Task instructions
Show every line in the entries below where the word "that" appears.

Records

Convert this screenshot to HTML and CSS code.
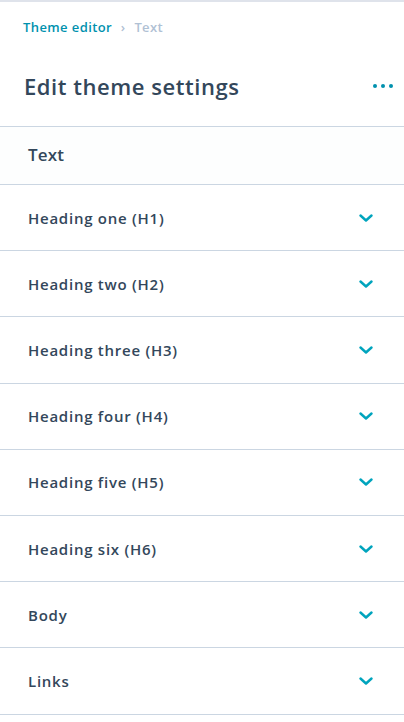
FILE: index.html
```html
<!DOCTYPE html>
<html lang="en">
<head>
    <meta charset="UTF-8">
    <meta name="viewport" content="width=device-width, initial-scale=1.0">
    <title>Edit theme settings</title>
    <link rel="stylesheet" href="styles.css">
</head>
<body>
    <div class="panel">
        <header class="panel-header">
            <nav class="breadcrumb">
                <a href="#">Theme editor</a>
                <span class="sep">&rsaquo;</span>
                <span class="current">Text</span>
            </nav>
            <div class="title-row">
                <h1>Edit theme settings</h1>
                <button class="more" aria-label="More">
                    <span></span><span></span><span></span>
                </button>
            </div>
        </header>

        <div class="section-title">Text</div>

        <ul class="groups">
            <li><span>Heading one (H1)</span><svg class="chevron" viewBox="0 0 14 8"><path d="M1.5 1.5 L7 6.5 L12.5 1.5"/></svg></li>
            <li><span>Heading two (H2)</span><svg class="chevron" viewBox="0 0 14 8"><path d="M1.5 1.5 L7 6.5 L12.5 1.5"/></svg></li>
            <li><span>Heading three (H3)</span><svg class="chevron" viewBox="0 0 14 8"><path d="M1.5 1.5 L7 6.5 L12.5 1.5"/></svg></li>
            <li><span>Heading four (H4)</span><svg class="chevron" viewBox="0 0 14 8"><path d="M1.5 1.5 L7 6.5 L12.5 1.5"/></svg></li>
            <li><span>Heading five (H5)</span><svg class="chevron" viewBox="0 0 14 8"><path d="M1.5 1.5 L7 6.5 L12.5 1.5"/></svg></li>
            <li><span>Heading six (H6)</span><svg class="chevron" viewBox="0 0 14 8"><path d="M1.5 1.5 L7 6.5 L12.5 1.5"/></svg></li>
            <li><span>Body</span><svg class="chevron" viewBox="0 0 14 8"><path d="M1.5 1.5 L7 6.5 L12.5 1.5"/></svg></li>
            <li><span>Links</span><svg class="chevron" viewBox="0 0 14 8"><path d="M1.5 1.5 L7 6.5 L12.5 1.5"/></svg></li>
        </ul>
    </div>
</body>
</html>
```

FILE: styles.css
```css
body {
    font-family: "Open Sans", Arial, sans-serif;
    margin: 0;
    padding: 0;
    background-color: white;
    color: #33475b;
}

/* Panneau */
.panel {
    border-top: 2px solid #dfe3eb;
}

/* En-tete */
.panel-header {
    padding: 15px 11px 0 23px;
    height: 109px;
    border-bottom: 1px solid #cbd6e2;
}

.breadcrumb {
    font-size: 13px;
    font-weight: 600;
    letter-spacing: 0.4px;
    height: 20px;
    line-height: 20px;
}

.breadcrumb a {
    color: #0091ae;
    text-decoration: none;
}

.breadcrumb .sep {
    color: #b0c1d4;
    margin: 0 5px;
}

.breadcrumb .current {
    color: #b0c1d4;
}

.title-row {
    display: flex;
    justify-content: space-between;
    align-items: center;
    margin-top: 34px;
}

.title-row h1 {
    margin: 0 0 0 1px;
    font-size: 22px;
    font-weight: 600;
    letter-spacing: 0.55px;
    line-height: 30px;
}

.more {
    display: flex;
    gap: 4px;
    background: none;
    border: none;
    padding: 0;
    cursor: pointer;
}

.more span {
    width: 4px;
    height: 4px;
    border-radius: 50%;
    background-color: #0091ae;
}

/* Section */
.section-title {
    padding: 0 28px;
    height: 57px;
    line-height: 56px;
    font-size: 17px;
    font-weight: 600;
    letter-spacing: 0.2px;
    border-bottom: 1px solid #cbd6e2;
    background-color: #fdfefe;
}

.groups {
    list-style: none;
    margin: 0;
    padding: 0;
}

.groups li {
    display: flex;
    justify-content: space-between;
    align-items: center;
    height: 65.2px;
    padding: 0 31px 0 28px;
    border-bottom: 1px solid #cbd6e2;
    font-size: 15px;
    font-weight: 600;
    letter-spacing: 0.75px;
    cursor: pointer;
}

.chevron {
    width: 14px;
    height: 8px;
    fill: none;
    stroke: #00a4bd;
    stroke-width: 2.4;
    stroke-linecap: round;
    stroke-linejoin: round;
}
```
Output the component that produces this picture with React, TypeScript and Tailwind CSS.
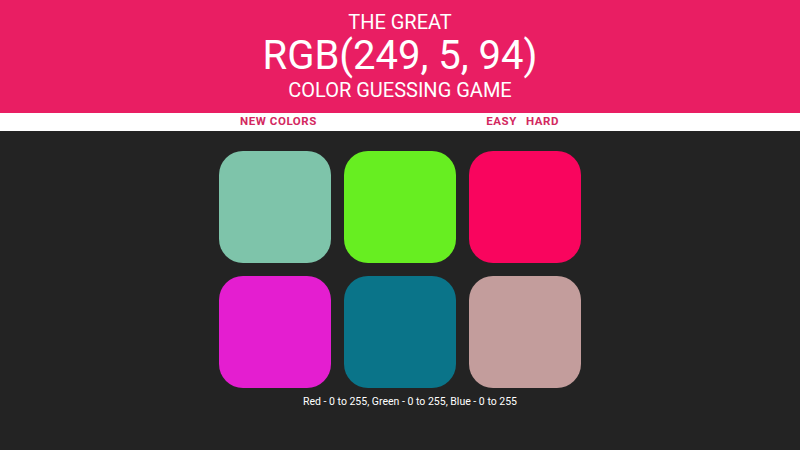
const colors = [
  "rgb(126, 196, 170)",
  "rgb(103, 238, 33)",
  "rgb(249, 5, 94)",
  "rgb(228, 30, 208)",
  "rgb(10, 116, 137)",
  "rgb(195, 157, 156)",
];

export default function App() {
  return (
    <main className="w-[800px] h-[450px] bg-[#232323] flex flex-col font-['Roboto',sans-serif] overflow-hidden">
      <header className="h-[113px] bg-[#e91e63] text-white flex flex-col items-center pt-[10px]">
        <h3 className="text-[20px] leading-[24px] uppercase">The Great</h3>
        <h1 className="text-[40px] leading-[44px]">RGB(249, 5, 94)</h1>
        <h3 className="text-[20px] leading-[24px] uppercase">Color Guessing Game</h3>
      </header>

      <nav className="h-[18px] bg-white flex items-center text-[11.5px] font-bold tracking-wider text-[#d3285f]">
        <button className="ml-[240px] uppercase">New Colors</button>
        <div className="ml-auto mr-[241px] flex gap-[9px]">
          <button className="uppercase">Easy</button>
          <button className="uppercase">Hard</button>
        </div>
      </nav>

      <section className="mt-[20px] mx-auto grid grid-cols-3 gap-[13px]">
        {colors.map((c) => (
          <div key={c} className="w-[112px] h-[112px] rounded-[24px]" style={{ backgroundColor: c }} />
        ))}
      </section>

      <p className="mt-[6px] pl-[20px] text-center text-[10.5px] text-white">
        Red - 0 to 255, Green - 0 to 255, Blue - 0 to 255
      </p>
    </main>
  );
}
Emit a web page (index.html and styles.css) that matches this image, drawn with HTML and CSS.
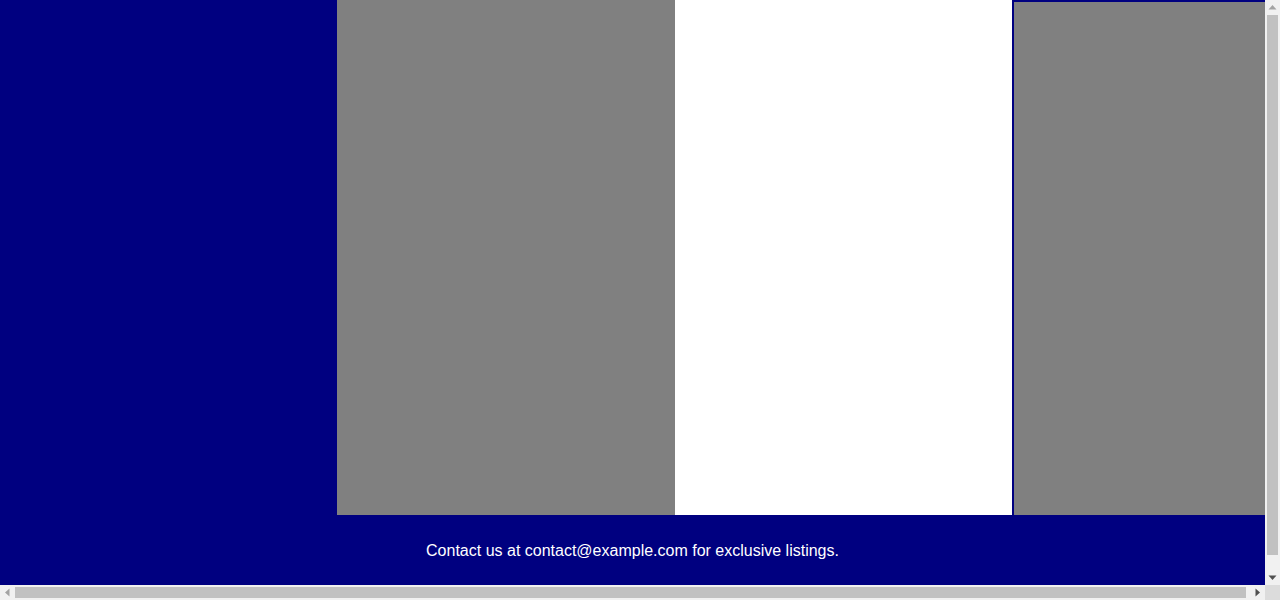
FILE: index.html
```html
<!DOCTYPE html>
<html lang="en">
<head>
<meta charset="utf-8">
<title>Listings</title>
<link rel="stylesheet" href="styles.css">
</head>
<body>
<div class="page">
  <main class="columns">
    <aside class="col col-side"></aside>
    <section class="col col-gray"></section>
    <section class="col col-white"></section>
    <section class="col col-boxed"></section>
  </main>
  <footer class="footer">
    <p class="footer-text">Contact us at contact@example.com for exclusive listings.</p>
  </footer>
</div>
<div class="sb sb-v" aria-hidden="true">
  <svg class="sb-arrow" width="15" height="15" viewBox="0 0 15 15"><polygon points="3.5,9.5 11.5,9.5 7.5,5" fill="#a3a3a3"/></svg>
  <div class="sb-track-v"><div class="sb-thumb-v"></div></div>
  <svg class="sb-arrow" width="15" height="15" viewBox="0 0 15 15"><polygon points="3.5,5.5 11.5,5.5 7.5,10" fill="#505050"/></svg>
</div>
<div class="sb sb-h" aria-hidden="true">
  <svg class="sb-arrow" width="15" height="15" viewBox="0 0 15 15"><polygon points="9.5,3.5 9.5,11.5 5,7.5" fill="#a3a3a3"/></svg>
  <div class="sb-track-h"><div class="sb-thumb-h"></div></div>
  <svg class="sb-arrow" width="15" height="15" viewBox="0 0 15 15"><polygon points="5.5,3.5 5.5,11.5 10,7.5" fill="#505050"/></svg>
</div>
<div class="sb-corner" aria-hidden="true"></div>
</body>
</html>
```

FILE: styles.css
```css
html, body {
  margin: 0;
  padding: 0;
}
body {
  background: #000080;
  font-family: "Liberation Sans", Arial, sans-serif;
  font-size: 16px;
  overflow: hidden;
}
.page {
  width: 1269px;
  padding-bottom: 16px;
}
.columns {
  display: flex;
  height: 515px;
}
.col {
  box-sizing: border-box;
  flex: none;
}
.col-side {
  width: 337px;
  background: #000080;
}
.col-gray {
  width: 338px;
  background: #808080;
}
.col-white {
  width: 337px;
  background: #ffffff;
}
.col-boxed {
  width: 257px;
  height: 517px;
  background: #808080;
  border: 2px solid #000080;
}
.footer {
  width: 1265px;
  padding: 27px 0 25px;
  text-align: center;
  color: #ffffff;
}
.footer-text {
  margin: 0;
}

/* simulated classic scrollbars */
.sb {
  position: fixed;
  background: #f1f1f1;
  display: flex;
}
.sb-v {
  top: 0;
  right: 0;
  width: 15px;
  height: 585px;
  flex-direction: column;
}
.sb-h {
  left: 0;
  bottom: 0;
  width: 1265px;
  height: 15px;
  flex-direction: row;
}
.sb-arrow {
  flex: none;
  display: block;
}
.sb-track-v {
  flex: 1;
  padding: 0 2px 15px;
}
.sb-thumb-v {
  height: 540px;
  background: #c1c1c1;
}
.sb-track-h {
  flex: 1;
  padding: 2px 4px 2px 0;
}
.sb-thumb-h {
  height: 11px;
  background: #c1c1c1;
}
.sb-corner {
  position: fixed;
  right: 0;
  bottom: 0;
  width: 15px;
  height: 15px;
  background: #dcdcdc;
}
```
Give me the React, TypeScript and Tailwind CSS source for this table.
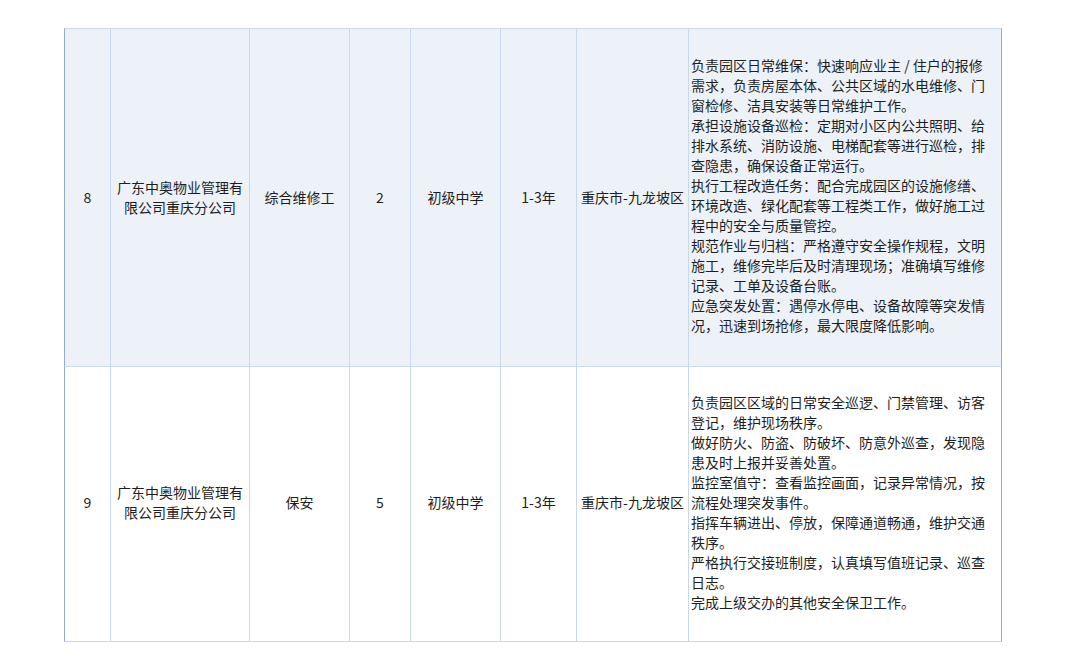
import React from "react";

type Row = {
  no: string;
  company: string;
  job: string;
  count: string;
  edu: string;
  exp: string;
  place: string;
  duties: string[];
  bg: string;
  h: string;
  pad: string;
};

const rows: Row[] = [
  {
    no: "8",
    company: "广东中奥物业管理有限公司重庆分公司",
    job: "综合维修工",
    count: "2",
    edu: "初级中学",
    exp: "1-3年",
    place: "重庆市-九龙坡区",
    duties: [
      "负责园区日常维保：快速响应业主 / 住户的报修需求，负责房屋本体、公共区域的水电维修、门窗检修、洁具安装等日常维护工作。",
      "承担设施设备巡检：定期对小区内公共照明、给排水系统、消防设施、电梯配套等进行巡检，排查隐患，确保设备正常运行。",
      "执行工程改造任务：配合完成园区的设施修缮、环境改造、绿化配套等工程类工作，做好施工过程中的安全与质量管控。",
      "规范作业与归档：严格遵守安全操作规程，文明施工，维修完毕后及时清理现场；准确填写维修记录、工单及设备台账。",
      "应急突发处置：遇停水停电、设备故障等突发情况，迅速到场抢修，最大限度降低影响。",
    ],
    bg: "bg-[#edf2f9]",
    h: "h-[339px]",
    pad: "pb-[6px]",
  },
  {
    no: "9",
    company: "广东中奥物业管理有限公司重庆分公司",
    job: "保安",
    count: "5",
    edu: "初级中学",
    exp: "1-3年",
    place: "重庆市-九龙坡区",
    duties: [
      "负责园区区域的日常安全巡逻、门禁管理、访客登记，维护现场秩序。",
      "做好防火、防盗、防破坏、防意外巡查，发现隐患及时上报并妥善处置。",
      "监控室值守：查看监控画面，记录异常情况，按流程处理突发事件。",
      "指挥车辆进出、停放，保障通道畅通，维护交通秩序。",
      "严格执行交接班制度，认真填写值班记录、巡查日志。",
      "完成上级交办的其他安全保卫工作。",
    ],
    bg: "bg-white",
    h: "h-[275px]",
    pad: "pb-[4px]",
  },
];

const cell = "border-r border-b border-[#c9d8ed] align-middle text-center px-0";

export default function App() {
  return (
    <div className="min-h-[660px] bg-white pt-[28px] pl-[64px] font-['Noto_Sans_CJK_SC','Noto_Sans',sans-serif] text-[14px] leading-[20px] text-[#1e1e1e]">
      <table className="table-fixed border-separate border-spacing-0 w-[938px]">
        <colgroup>
          <col className="w-[47px]" />
          <col className="w-[139px]" />
          <col className="w-[100px]" />
          <col className="w-[61px]" />
          <col className="w-[90px]" />
          <col className="w-[76px]" />
          <col className="w-[112px]" />
          <col className="w-[313px]" />
        </colgroup>
        <tbody>
          {rows.map((r, i) => {
            const top = i === 0 ? "border-t" : "";
            const p = i === 0 ? "pb-[2px]" : "pb-[4px]";
            return (
              <tr key={r.no} className={`${r.bg} ${r.h}`}>
                <td className={`${cell} ${top} ${p} border-l border-l-[#8fabd8]`}>{r.no}</td>
                <td className={`${cell} ${top} ${p}`}>{r.company}</td>
                <td className={`${cell} ${top} ${p}`}>{r.job}</td>
                <td className={`${cell} ${top} ${p}`}>{r.count}</td>
                <td className={`${cell} ${top} ${p}`}>{r.edu}</td>
                <td className={`${cell} ${top} ${p}`}>{r.exp}</td>
                <td className={`${cell} ${top} ${p} whitespace-nowrap`}>{r.place}</td>
                <td
                  className={`border-b border-r border-[#c9d8ed] border-r-[#8fabd8] ${top} align-middle text-left pl-[2px] pr-[8px] ${r.pad}`}
                >
                  {r.duties.map((d) => (
                    <p key={d}>{d}</p>
                  ))}
                </td>
              </tr>
            );
          })}
        </tbody>
      </table>
    </div>
  );
}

Answer
Output the component that produces this picture with React, TypeScript and Tailwind CSS.
Emit a web page (index.html and styles.css) that matches this image, drawn with HTML and CSS.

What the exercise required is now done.